[Records with interface code]
■ ■ ■ ■ ■
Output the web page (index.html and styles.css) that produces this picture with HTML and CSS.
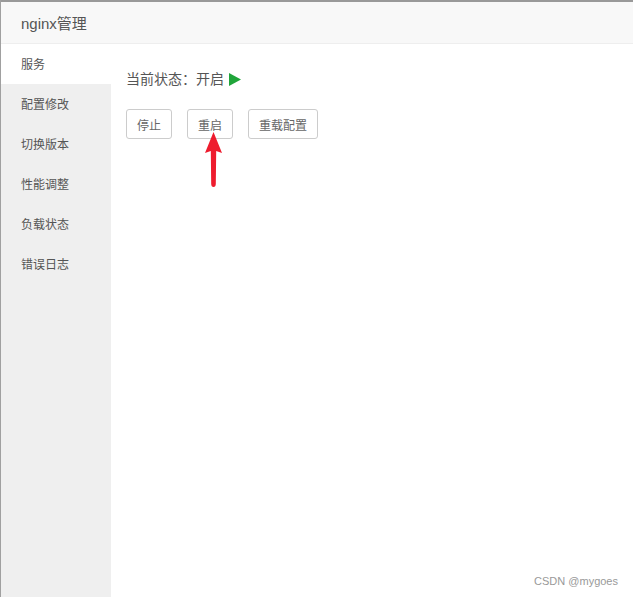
FILE: index.html
```html
<!DOCTYPE html>
<html lang="zh-CN">
<head>
  <meta charset="UTF-8">
  <title>nginx管理</title>
  <link rel="stylesheet" href="styles.css">
</head>
<body>
  <div class="panel">
    <div class="panel-title">nginx管理</div>
    <div class="panel-body">
      <ul class="side-menu">
        <li class="active">服务</li>
        <li>配置修改</li>
        <li>切换版本</li>
        <li>性能调整</li>
        <li>负载状态</li>
        <li>错误日志</li>
      </ul>
      <div class="content">
        <p class="status">当前状态：开启
          <svg class="play-icon" width="12" height="13" viewBox="0 0 12 13"><polygon points="0,0 12,6.5 0,13" fill="#20a53a"/></svg>
        </p>
        <div class="actions">
          <button class="btn">停止</button>
          <button class="btn">重启</button>
          <button class="btn">重载配置</button>
        </div>
      </div>
    </div>
  </div>

  <!-- annotation on top of the screenshot -->
  <svg class="arrow" width="20" height="56" viewBox="0 0 20 56">
    <path d="M9.5 0 L18 21 L12.2 19 L11.8 52 Q11.7 55 9.5 55 Q7.3 55 7.2 52 L6.8 19 L1 21 Z" fill="#ee1c2e"/>
  </svg>
  <div class="watermark">CSDN @mygoes</div>
</body>
</html>
```

FILE: styles.css
```css
/* General Reset */
* {
  margin: 0;
  padding: 0;
  box-sizing: border-box;
}

html, body {
  height: 100%;
  overflow: hidden;
}

body {
  font-family: "Liberation Sans", "Noto Sans CJK SC", sans-serif;
  font-size: 12px;
  color: #555;
  background: #fff;
  padding: 2px 0 0 1px;
  position: relative;
}

/* screenshot edge: window behind the dialog */
body::before {
  content: "";
  position: absolute;
  left: 0;
  top: 0;
  right: 0;
  height: 2px;
  background: #999;
}

body::after {
  content: "";
  position: absolute;
  left: 0;
  top: 0;
  bottom: 0;
  width: 1px;
  background: #a0a0a0;
}

.panel {
  height: 100%;
  display: flex;
  flex-direction: column;
}

.panel-title {
  height: 42px;
  line-height: 43px;
  padding-left: 20px;
  font-size: 15px;
  color: #555;
  background: #f8f8f8;
  border-bottom: 1px solid #eee;
}

.panel-body {
  flex: 1;
  display: flex;
}

/* Side menu */
.side-menu {
  width: 110px;
  background: #efefef;
  list-style: none;
}

.side-menu li {
  height: 40px;
  line-height: 42px;
  padding-left: 20px;
  color: #555;
}

.side-menu li.active {
  background: #fff;
}

.content {
  flex: 1;
  padding: 26px 15px 0;
}

.status {
  height: 18px;
  line-height: 18px;
  font-size: 14px;
  color: #555;
  display: flex;
  align-items: center;
  gap: 5px;
}

.play-icon {
  display: block;
}

.actions {
  display: flex;
  gap: 15px;
  margin-top: 21px;
}

.btn {
  height: 30px;
  padding: 0 10px;
  font-family: inherit;
  font-size: 12px;
  color: #666;
  background: #fff;
  border: 1px solid #ccc;
  border-radius: 3px;
}

.arrow {
  position: absolute;
  left: 204px;
  top: 132px;
}

.watermark {
  position: absolute;
  right: 15px;
  top: 575px;
  font-size: 11px;
  color: #999;
}
```
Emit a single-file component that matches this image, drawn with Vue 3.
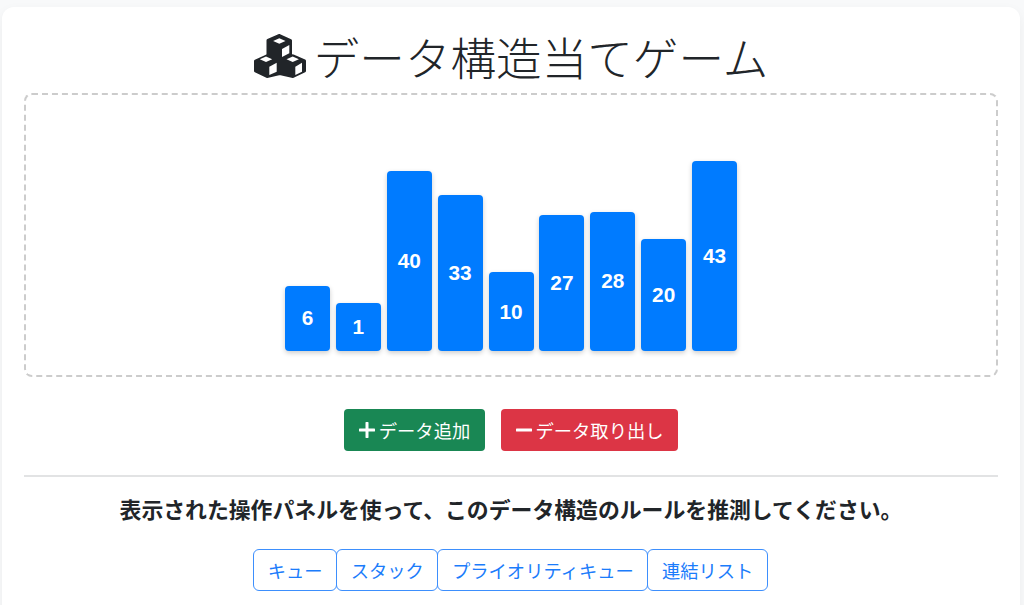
■ ■ ■ ■ ■
STATED TASK
Skip the pictures, then retype every line above exactly.

RESPONSE
Output the web page (index.html and styles.css) that produces this picture with HTML and CSS.
FILE: index.html
```html
<!DOCTYPE html>
<html lang="zh-CN">
<head>
  <meta charset="UTF-8">
  <title>nginx管理</title>
  <link rel="stylesheet" href="styles.css">
</head>
<body>
  <div class="panel">
    <div class="panel-title">nginx管理</div>
    <div class="panel-body">
      <ul class="side-menu">
        <li class="active">服务</li>
        <li>配置修改</li>
        <li>切换版本</li>
        <li>性能调整</li>
        <li>负载状态</li>
        <li>错误日志</li>
      </ul>
      <div class="content">
        <p class="status">当前状态：开启
          <svg class="play-icon" width="12" height="13" viewBox="0 0 12 13"><polygon points="0,0 12,6.5 0,13" fill="#20a53a"/></svg>
        </p>
        <div class="actions">
          <button class="btn">停止</button>
          <button class="btn">重启</button>
          <button class="btn">重载配置</button>
        </div>
      </div>
    </div>
  </div>

  <!-- annotation on top of the screenshot -->
  <svg class="arrow" width="20" height="56" viewBox="0 0 20 56">
    <path d="M9.5 0 L18 21 L12.2 19 L11.8 52 Q11.7 55 9.5 55 Q7.3 55 7.2 52 L6.8 19 L1 21 Z" fill="#ee1c2e"/>
  </svg>
  <div class="watermark">CSDN @mygoes</div>
</body>
</html>
```

FILE: styles.css
```css
/* General Reset */
* {
  margin: 0;
  padding: 0;
  box-sizing: border-box;
}

html, body {
  height: 100%;
  overflow: hidden;
}

body {
  font-family: "Liberation Sans", "Noto Sans CJK SC", sans-serif;
  font-size: 12px;
  color: #555;
  background: #fff;
  padding: 2px 0 0 1px;
  position: relative;
}

/* screenshot edge: window behind the dialog */
body::before {
  content: "";
  position: absolute;
  left: 0;
  top: 0;
  right: 0;
  height: 2px;
  background: #999;
}

body::after {
  content: "";
  position: absolute;
  left: 0;
  top: 0;
  bottom: 0;
  width: 1px;
  background: #a0a0a0;
}

.panel {
  height: 100%;
  display: flex;
  flex-direction: column;
}

.panel-title {
  height: 42px;
  line-height: 43px;
  padding-left: 20px;
  font-size: 15px;
  color: #555;
  background: #f8f8f8;
  border-bottom: 1px solid #eee;
}

.panel-body {
  flex: 1;
  display: flex;
}

/* Side menu */
.side-menu {
  width: 110px;
  background: #efefef;
  list-style: none;
}

.side-menu li {
  height: 40px;
  line-height: 42px;
  padding-left: 20px;
  color: #555;
}

.side-menu li.active {
  background: #fff;
}

.content {
  flex: 1;
  padding: 26px 15px 0;
}

.status {
  height: 18px;
  line-height: 18px;
  font-size: 14px;
  color: #555;
  display: flex;
  align-items: center;
  gap: 5px;
}

.play-icon {
  display: block;
}

.actions {
  display: flex;
  gap: 15px;
  margin-top: 21px;
}

.btn {
  height: 30px;
  padding: 0 10px;
  font-family: inherit;
  font-size: 12px;
  color: #666;
  background: #fff;
  border: 1px solid #ccc;
  border-radius: 3px;
}

.arrow {
  position: absolute;
  left: 204px;
  top: 132px;
}

.watermark {
  position: absolute;
  right: 15px;
  top: 575px;
  font-size: 11px;
  color: #999;
}
```
Emit a single-file component that matches this image, drawn with Vue 3.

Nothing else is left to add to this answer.